On the other hand, if it is something you want to have removed from the web completely and you don’t want to have this reference on the web for your website then maybe you can talk to those webmasters to see what you can do about having those things removed.
But, essentially from our point of view when it comes to unnatural links to your website, we want to see that you’ve taken significant steps to actually remove it from the web, but if there are some links that you can’t remove yourself or there are some that require payment to be removed then having those in the disavow file is fine as well.”
So, Google wants to see that you have taken significant action to remove the links, but if you have to pay, or can’t get in touch with the webmaster, then the disavow tool is fine. How will Google ever know you have actually tried to contact the webmaster? What if 100% of the links you want to remove are demanding payment?
Now based on the above evidence, you’d probably agree that there is a ‘little’ bit of confusion, but what if I told you at Edit Agency we’ve had over 100 manual penalty recoveries without removing a single link?
Furthermore, we have had Penguin recoveries without removing a single link. In fact, we haven’t even added a Google doc to show the links we’ve detected. We’ve simply done a thorough link audit, and disavowed anything that is in place for SEO value only, as Matt Cutts has said, “taken a machete to it”.
With that many penalty removals, and zero links taken down, you can begin to gauge my feelings on link removals.
Let’s talk more on this later; for now, I want to discuss some other reasons why I believe link removals are a bad idea full stop, they just don’t make sense on any level.
The fact is, 70 – 80% of your links will be on ‘faceless’ websites, websites designed to manipulate on one level or another, this means the person/persons behind them probably don’t monitor emails, and even if they do, they aren’t likely to respond. So drawing up your emails, or mail merge is just a waste of effort most of the time.
Paying for removals
Google has already stated that people shouldn’t pay to remove links; however the reports I receive is that websites that actually have contact details are insisting on payment before the link is removed. Please (please) don’t pay a penny for a link to be removed; it’s a waste of money. What is stopping someone planting links, and then collecting the cash for removing them?
Disavowing helps Google
Disavowing helps Google, it wants you to disavow, even if you haven’t got a penalty! Showing Google the links you consider to be unnatural helps Google understand new techniques and improve how it algorithmically detects bad links and networks.
Removing links on mass can badly damage your brand and its reputation, before the disavow tool we engaged in link removals and it caused all kinds of problems.

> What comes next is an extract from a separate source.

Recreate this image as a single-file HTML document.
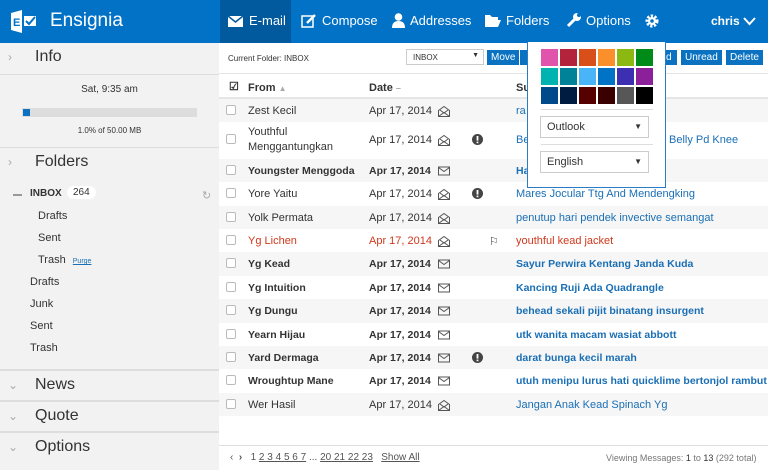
<!DOCTYPE html><html><head><style>
*{box-sizing:border-box;margin:0;padding:0}
body{width:768px;height:470px;overflow:hidden;font-family:"Liberation Sans",sans-serif;background:#fff;position:relative;color:#333}
.hdr{position:absolute;left:0;top:0;width:768px;height:43px;background:#0272c6;color:#fff}
.hdr span{position:absolute;top:13px;font-size:13px}
.abs{position:absolute}
.side{position:absolute;left:0;top:43px;width:219px;height:427px;background:#f2f2f2}
.sh{position:absolute;left:0;width:219px;height:30px;border-top:1px solid #ddd;font-size:16px;color:#333}
.sh b{position:absolute;left:35px;top:5px;font-weight:normal}
.sh i{position:absolute;left:8px;top:7px;font-style:normal;color:#aaa;font-size:12px}
.fl{position:absolute;font-size:11px;color:#333}
.row{position:absolute;left:219px;width:549px;height:23.4px;font-size:11px;white-space:nowrap}
.row.g{background:#f6f6f6}
.row span{position:absolute;top:6px}
.cb{position:absolute;left:7px;top:6px;width:10px;height:10px;border:1px solid #bbb;border-radius:2px;background:#fff}
.b{font-weight:bold}
.b span{font-size:10.5px}
.subj{color:#1a6fb5}
svg.ic{position:absolute;left:219px;top:7px}
svg.ex{position:absolute;left:253px;top:6px}
.btn{position:absolute;top:50px;height:15px;background:#0a72c0;color:#fff;font-size:10px;padding:1px 4px;line-height:13px}
.sw{position:absolute;width:17px;height:17px}
.sel{position:absolute;left:540px;width:109px;height:22px;border:1px solid #ccc;font-size:11px;padding:4px 0 0 6px;background:#fff}
.sel:after{content:"▼";position:absolute;right:6px;top:5px;font-size:8px}
</style></head><body>
<svg width="0" height="0" style="position:absolute"><defs>
<symbol id="cl" viewBox="0 0 12 10"><rect x=".5" y="1" width="11" height="8" fill="none" stroke="#555"/><path d="M.5 1.5 l5.5 4 l5.5 -4" fill="none" stroke="#555"/></symbol>
<symbol id="op" viewBox="0 0 12 11"><path d="M.5 4.5 l5.5 -4 l5.5 4 v6 h-11z" fill="none" stroke="#555"/><path d="M.5 10.5 l5.5 -4 l5.5 4 M2 4 l4 3 l4 -3" fill="none" stroke="#555"/></symbol>
<symbol id="ex" viewBox="0 0 11 11"><circle cx="5.5" cy="5.5" r="5.5" fill="#444"/><rect x="4.6" y="2" width="1.8" height="4.6" fill="#fff"/><rect x="4.6" y="7.6" width="1.8" height="1.6" fill="#fff"/></symbol>
</defs></svg>
<div class="hdr">
<div class="abs" style="left:220px;top:0;width:71px;height:43px;background:#025a9e"></div>
<svg class="abs" style="left:11px;top:10px" width="26" height="23"><path d="M0 3 L11 0 V23 L0 20Z" fill="#fff"/><text x="2" y="16" font-size="11" font-weight="bold" fill="#0272c6" font-family="Liberation Sans">E</text><rect x="13" y="6" width="12" height="10" fill="#fff"/><path d="M15 11 l3 3 l6 -7" stroke="#0272c6" stroke-width="2" fill="none"/></svg>
<span style="left:50px;top:10px;font-size:19px">Ensignia</span>
<svg class="abs" style="left:228px;top:16px" width="15" height="11"><rect width="15" height="11" fill="#fff"/><path d="M0 0 l7.5 6 l7.5 -6" stroke="#025a9e" stroke-width="1.5" fill="none"/></svg>
<span style="left:249px">E-mail</span>
<svg class="abs" style="left:301px;top:14px" width="15" height="14"><rect x="1" y="2" width="11" height="11" fill="none" stroke="#fff" stroke-width="1.5"/><path d="M6 9 l8 -8" stroke="#fff" stroke-width="2.5"/></svg>
<span style="left:322px">Compose</span>
<svg class="abs" style="left:392px;top:13px" width="13" height="15"><circle cx="6.5" cy="4" r="3.8" fill="#fff"/><path d="M0 15 q0 -7 6.5 -7 q6.5 0 6.5 7z" fill="#fff"/></svg>
<span style="left:410px">Addresses</span>
<svg class="abs" style="left:485px;top:15px" width="16" height="12"><path d="M0 0 h5 l2 2 h6 v3 h-10 l-3 7z M3 5 h13 l-3 7 h-13z" fill="#fff"/></svg>
<span style="left:506px">Folders</span>
<svg class="abs" style="left:566px;top:13px" width="15" height="15"><path d="M2 13 l7 -7" stroke="#fff" stroke-width="3"/><circle cx="11" cy="4" r="4" fill="#fff"/><circle cx="13" cy="2" r="2" fill="#0272c6"/></svg>
<span style="left:586px">Options</span>
<svg class="abs" style="left:645px;top:14px" width="14" height="14"><circle cx="7" cy="7" r="5" fill="none" stroke="#fff" stroke-width="3" stroke-dasharray="2.2 1.5"/><circle cx="7" cy="7" r="4" fill="#fff"/><circle cx="7" cy="7" r="1.8" fill="#0272c6"/></svg>
<span style="left:711px;font-weight:bold;font-size:12px;top:14px">chris</span>
<svg class="abs" style="left:743px;top:17px" width="13" height="9"><path d="M1 1 l5.5 6 l5.5 -6" stroke="#fff" stroke-width="2" fill="none"/></svg>
</div>

<div class="side">
<div class="sh" style="top:0;border-top:none"><i>›</i><b>Info</b></div>
<div class="abs" style="top:31px;left:0;width:219px;height:1px;background:#ddd"></div>
<div class="fl" style="top:41px;left:0;width:219px;text-align:center;font-size:10px">Sat, 9:35 am</div>
<div class="abs" style="left:22px;top:65px;width:175px;height:9px;background:#ddd"><div style="width:7px;height:7px;margin:1px;background:#0a72c0"></div></div>
<div class="fl" style="top:83px;left:0;width:219px;text-align:center;font-size:8px">1.0% of 50.00 MB</div>
<div class="sh" style="top:104px"><i>›</i><b>Folders</b></div>
<div class="abs" style="left:13px;top:151px;width:9px;height:2px;background:#999"></div>
<div class="fl b" style="left:30px;top:145px;font-size:10px">INBOX</div>
<div class="fl" style="left:67px;top:143px;background:#fff;border-radius:8px;padding:1px 6px;font-size:10px">264</div>
<div class="fl" style="left:202px;top:146px;color:#aaa">↻</div>
<div class="fl" style="left:38px;top:167px">Drafts</div>
<div class="fl" style="left:38px;top:189px">Sent</div>
<div class="fl" style="left:38px;top:211px">Trash <u style="font-size:7px;color:#1a6fb5;margin-left:4px">Purge</u></div>
<div class="fl" style="left:30px;top:233px">Drafts</div>
<div class="fl" style="left:30px;top:255px">Junk</div>
<div class="fl" style="left:30px;top:277px">Sent</div>
<div class="fl" style="left:30px;top:299px">Trash</div>
<div class="sh" style="top:326px;border-top:2px solid #ddd"><i>⌄</i><b>News</b></div>
<div class="sh" style="top:357px;border-top:2px solid #ddd"><i>⌄</i><b>Quote</b></div>
<div class="sh" style="top:388px;border-top:2px solid #ddd"><i>⌄</i><b>Options</b></div>
</div>

<div class="abs" style="left:228px;top:54px;font-size:8px">Current Folder: INBOX</div>
<div class="abs" style="left:406px;top:49px;width:78px;height:16px;border:1px solid #ccc;font-size:8px;padding:3px 0 0 6px">INBOX<span style="position:absolute;right:4px;top:2px;font-size:7px">▼</span></div>
<div class="btn" style="left:487px">Move</div>
<div class="btn" style="left:520px;width:10px;padding:0"></div>
<div class="btn" style="left:662px;width:15px">d</div>
<div class="btn" style="left:681px">Unread</div>
<div class="btn" style="left:726px">Delete</div>
<div class="abs" style="left:219px;top:73px;width:549px;height:1px;background:#e5e5e5"></div>

<div class="row" style="top:76px;border-bottom:2px solid #e5e5e5;font-weight:bold">
<span style="left:10px;top:4px">☑</span><span style="left:29px">From <small style="color:#aaa;font-size:8px">▲</small></span><span style="left:150px">Date <small style="color:#aaa">–</small></span><span style="left:297px">Su</span></div>

<div class="row g" style="top:99px"><div class="cb"></div><span style="left:29px">Zest Kecil</span><span style="left:150px">Apr 17, 2014</span><svg class="ic" width="12" height="11"><use href="#op"/></svg><span class="subj" style="left:297px">ra</span></div>
<div class="row" style="top:122.4px;height:36px"><div class="cb" style="top:12px"></div><span style="left:29px;line-height:15px;top:3px">Youthful<br>Menggantungkan</span><span style="left:150px;top:12px">Apr 17, 2014</span><svg class="ic" style="top:13px" width="12" height="11"><use href="#op"/></svg><svg class="ex" style="top:12px" width="11" height="11"><use href="#ex"/></svg><span class="subj" style="left:297px;top:12px">Be</span><span class="subj" style="left:450px;top:12px">Belly Pd Knee</span></div>
<div class="row g b" style="top:158.8px"><div class="cb"></div><span style="left:29px">Youngster Menggoda</span><span style="left:150px">Apr 17, 2014</span><svg class="ic" width="12" height="10"><use href="#cl"/></svg><span class="subj" style="left:297px">Ha</span></div>
<div class="row" style="top:182.2px"><div class="cb"></div><span style="left:29px">Yore Yaitu</span><span style="left:150px">Apr 17, 2014</span><svg class="ic" width="12" height="11"><use href="#op"/></svg><svg class="ex" width="11" height="11"><use href="#ex"/></svg><span class="subj" style="left:297px">Mares Jocular Ttg And Mendengking</span></div>
<div class="row g" style="top:205.6px"><div class="cb"></div><span style="left:29px">Yolk Permata</span><span style="left:150px">Apr 17, 2014</span><svg class="ic" width="12" height="11"><use href="#op"/></svg><span class="subj" style="left:297px">penutup hari pendek invective semangat</span></div>
<div class="row" style="top:229px;color:#d0381c"><div class="cb"></div><span style="left:29px">Yg Lichen</span><span style="left:150px">Apr 17, 2014</span><svg class="ic" width="12" height="11"><use href="#op"/></svg><span style="left:270px;color:#333">⚐</span><span style="left:297px">youthful kead jacket</span></div>
<div class="row g b" style="top:252.4px"><div class="cb"></div><span style="left:29px">Yg Kead</span><span style="left:150px">Apr 17, 2014</span><svg class="ic" width="12" height="10"><use href="#cl"/></svg><span class="subj" style="left:297px">Sayur Perwira Kentang Janda Kuda</span></div>
<div class="row b" style="top:275.8px"><div class="cb"></div><span style="left:29px">Yg Intuition</span><span style="left:150px">Apr 17, 2014</span><svg class="ic" width="12" height="10"><use href="#cl"/></svg><span class="subj" style="left:297px">Kancing Ruji Ada Quadrangle</span></div>
<div class="row g b" style="top:299.2px"><div class="cb"></div><span style="left:29px">Yg Dungu</span><span style="left:150px">Apr 17, 2014</span><svg class="ic" width="12" height="10"><use href="#cl"/></svg><span class="subj" style="left:297px">behead sekali pijit binatang insurgent</span></div>
<div class="row b" style="top:322.6px"><div class="cb"></div><span style="left:29px">Yearn Hijau</span><span style="left:150px">Apr 17, 2014</span><svg class="ic" width="12" height="10"><use href="#cl"/></svg><span class="subj" style="left:297px">utk wanita macam wasiat abbott</span></div>
<div class="row g b" style="top:346px"><div class="cb"></div><span style="left:29px">Yard Dermaga</span><span style="left:150px">Apr 17, 2014</span><svg class="ic" width="12" height="10"><use href="#cl"/></svg><svg class="ex" width="11" height="11"><use href="#ex"/></svg><span class="subj" style="left:297px">darat bunga kecil marah</span></div>
<div class="row b" style="top:369.4px"><div class="cb"></div><span style="left:29px">Wroughtup Mane</span><span style="left:150px">Apr 17, 2014</span><svg class="ic" width="12" height="10"><use href="#cl"/></svg><span class="subj" style="left:297px">utuh menipu lurus hati quicklime bertonjol rambut</span></div>
<div class="row g" style="top:392.8px"><div class="cb"></div><span style="left:29px">Wer Hasil</span><span style="left:150px">Apr 17, 2014</span><svg class="ic" width="12" height="11"><use href="#op"/></svg><span class="subj" style="left:297px">Jangan Anak Kead Spinach Yg</span></div>

<div class="abs" style="left:219px;top:445px;width:549px;height:1px;background:#e0e0e0"></div>
<div class="abs" style="left:230px;top:452px;font-size:10px;color:#555">‹ &nbsp;<b>›</b> &nbsp; 1 <u>2 3 4 5 6 7</u> ... <u>20 21 22 23</u> &nbsp; <u>Show All</u></div>
<div class="abs" style="left:606px;top:453px;font-size:9px;color:#777">Viewing Messages: <span style="color:#333">1</span> to <span style="color:#333">13</span> (292 total)</div>

<div class="abs" style="left:527px;top:42px;width:139px;height:146px;background:#fff;border:1px solid #2a7cc7;border-top:none">
<div class="abs" style="left:13px;top:67px;width:112px;height:1px;background:#ddd"></div>
<div class="abs" style="left:13px;top:102px;width:112px;height:1px;background:#ddd"></div>
</div>
<div class="sw" style="left:541px;top:49px;background:#e054ac"></div><div class="sw" style="left:560px;top:49px;background:#b3243c"></div><div class="sw" style="left:579px;top:49px;background:#d94f1a"></div><div class="sw" style="left:598px;top:49px;background:#fb8f2c"></div><div class="sw" style="left:617px;top:49px;background:#8bb811"></div><div class="sw" style="left:636px;top:49px;background:#008a17"></div>
<div class="sw" style="left:541px;top:68px;background:#00b2b0"></div><div class="sw" style="left:560px;top:68px;background:#008299"></div><div class="sw" style="left:579px;top:68px;background:#4ab4f9"></div><div class="sw" style="left:598px;top:68px;background:#0073c6"></div><div class="sw" style="left:617px;top:68px;background:#3c2fb1"></div><div class="sw" style="left:636px;top:68px;background:#8c1f9a"></div>
<div class="sw" style="left:541px;top:87px;background:#004a8c"></div><div class="sw" style="left:560px;top:87px;background:#001c40"></div><div class="sw" style="left:579px;top:87px;background:#560000"></div><div class="sw" style="left:598px;top:87px;background:#3a0000"></div><div class="sw" style="left:617px;top:87px;background:#575757"></div><div class="sw" style="left:636px;top:87px;background:#000"></div>
<div class="sel" style="top:116px">Outlook</div>
<div class="sel" style="top:151px">English</div>
</body></html>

Publication of removal emails, outing on Twitter and Facebook, and even threats of a negative SEO attack from bitter webmasters. So these links that you may have no control over, that you are being advised to remove, could actually damage your business and its reputation. Madness!
As I mentioned earlier, we have manually removed link penalties without a single link removal, lots of them. We have seen recoveries from Google Penguin, again without a single link removal. We use a very simple process for removing link penalties:
1 – Collect all link data from multiple tools (Majestic, OSE, Ahrefs and WMT)
2 – We manually classify every single link (That’s right, a real person looks at every link pointing to your website.)
3 – Any link that is there for SEO purposes goes into the disavow tool as a domain entry.
4 – We send a reconsideration to Google (no attachment) which details the type of links we have removed, the amount and some examples.
The above process has allowed us to remove over 60 manual actions, and it takes us an average of two reconsiderations to get a positive response. No removals.
But isn’t that too easy?
Absolutely not; doing a manual link audit and classification takes time, a lot of it. The average link profile we see is around 4,000 domains, that’s at least 20 solid days of work just classifying each domain, and although there are tools out there to help collect bad links, you still need to double check them, these tools will make mistakes and this could be the difference between recovering and struggling on.
If you are struggling to get your manual penalty lifted there are usually three things (in my opinion) that are holding you back:
> You haven’t collected enough link data (and you should be refreshing and de-duping every two weeks).
> You are not disavowing at domain level.
> You aren’t being aggressive enough.
Forget anchor text, links from low PageRank pages, links from directories etc… Yes these are good ways of identifying unnatural links, but to recover from a manual penalty you need to manually review. A bad link can appear on any type of site, with any type of anchor text; this makes a ‘proper’ link audit and classification extremely difficult to conduct, but necessary.
So please, Google, stop the madness of link removals, they’re not good for anyone. This kind of advice isn’t helping anyone and causing business owners to invest tons of cash to have links removed. I understand you want people to feel a little pain, but removals are not the right way to do it, demanding a thorough audit and aggressive disavowing takes a similar effort without any of the drawbacks.
Stop these messages:
Most business owners and in-house teams were not aware of when and how these bad links were placed, they have no control over them and are now having to pay to remove them. By enforcing link removals you are creating a manipulative industry based on pointing negative links and then charging for their removal. Crazy!
My advice is, stop removing (unless you control the links), disavow any link which is there for SEO value only, and be honest in your reconsideration request. It works.
There is still work to be done, a massive link audit and manual classification takes time, which is painful enough for most businesses both in terms of investment and time. Subjecting them to negative social backlash, negative PR and costing them more money in paying for links to be removed (that they don’t control) is crazy.